Joined the Society: 1871 (🌳 Original Member)
Prof Donald MacKinnon MA was born on the Island of Colonsay in 1839. Some accounts claim that he grew up in material poverty, bringing his own peats to school to feed the school fire. What is certain is that Gaelic was his native language, and his Gaelic identity was to prove crucial for his ground-breaking impact at the University of Edinburgh.
As an undergraduate, he excelled at Philosophy. In 1871, while living on Cumberland Street in the New Town, he became a founding member of the Philosophy Society and was among its first Presidents. The subsequent year, he achieved 1st Class Honours in Philosophy. At that time, 1st Class Honours were attained by just one in every fifty students. Despite his early focus on Philosophy, his education was broad. He was awarded prizes in Latin, Mathematics, Natural Philosophy, Logic, Moral Philosophy and English Literature, and was further awarded the Hamilton Fellowship in 1869 – a significant honour, which also gave him the financial means to complete his degree.
However, when MacKinnon was a student, he did not have the opportunity to study the literature of his native language, Gaelic. That did not prevent him from becoming an active member of the young Celtic Society, itself only twenty years old at the time, and from continuing his studies of Gaelic language and literature outside of the university. After graduating, he made frequent contributions to An Ghàidheal magazine and Mac Talla newspaper, establishing his reputation as a first-class Gaelic scholar.

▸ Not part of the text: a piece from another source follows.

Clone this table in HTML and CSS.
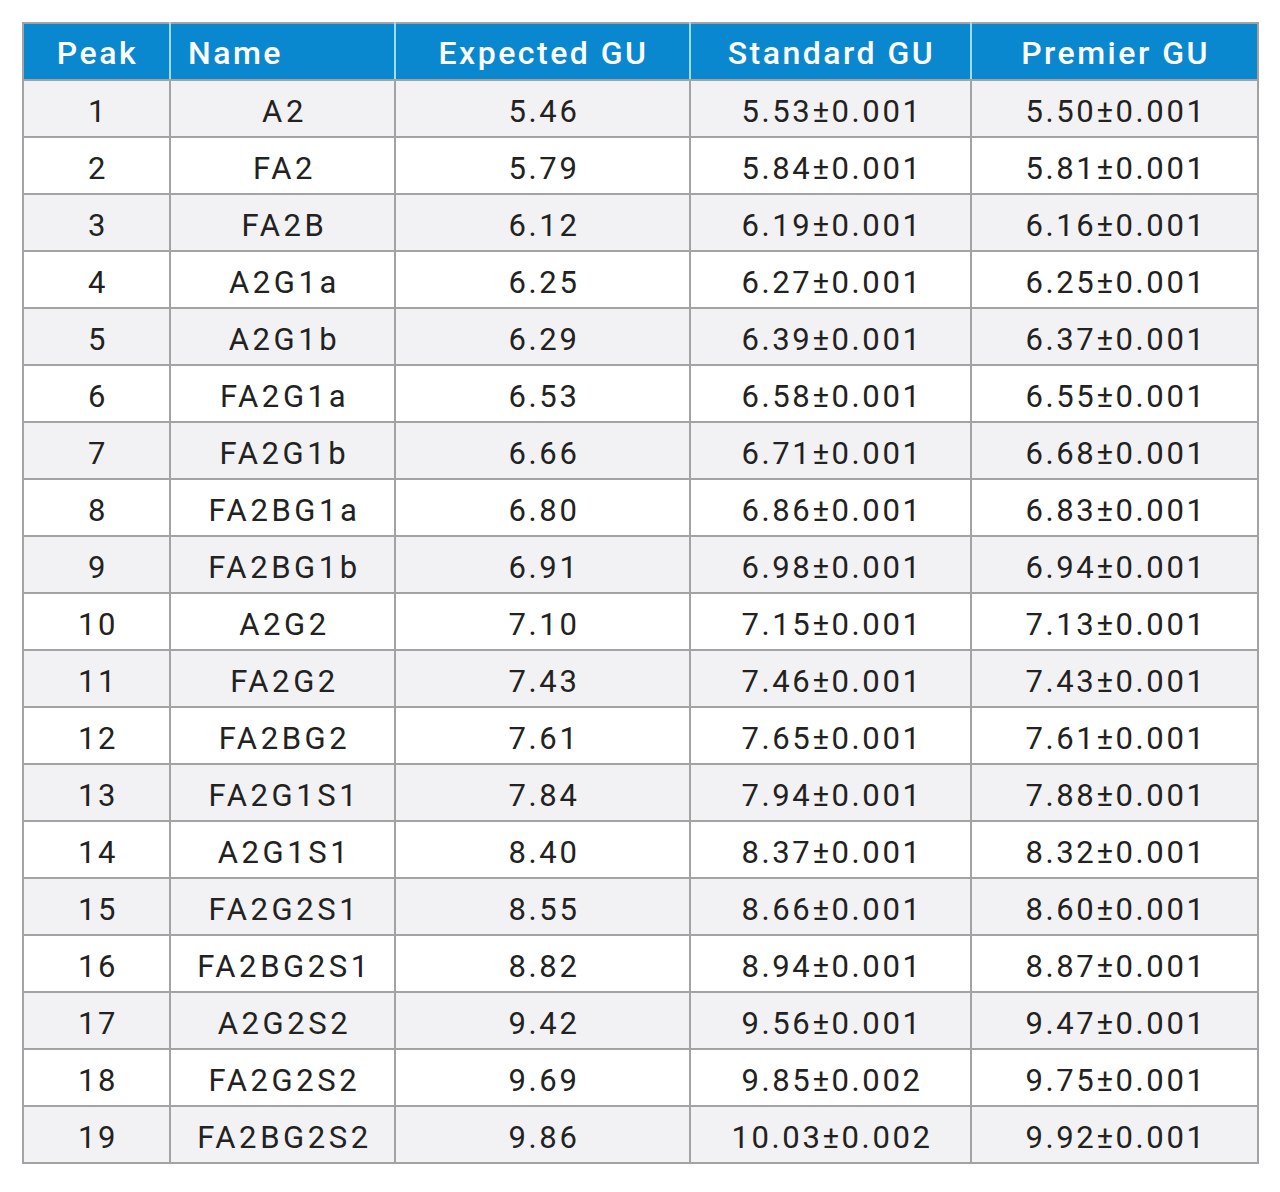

His chance to bring Gaelic into the academic mainstream came in 1882. With a £14,000 endowment, the University of Edinburgh was to establish the world’s first Chair specific to the study of Celtic cultures, languages and literatures. MacKinnon applied. Streams of testimonials poured in. Former teachers, fellow Gaelic scholars and even the University Principal wrote in support of his application, testifying to his exceptional scholarly qualities and unsurpassed mastery of Gaelic language and literature. He got the job, and served in it until his death in 1914. In his post, he inspired generations of students with his piercing intellect, humble manner and passion for his subject. Although he was not a prolific writer, he has left behind a huge collection of Gaelic manuscripts, which are currently held in the University Centre for Research Collections for the use of present and future researchers.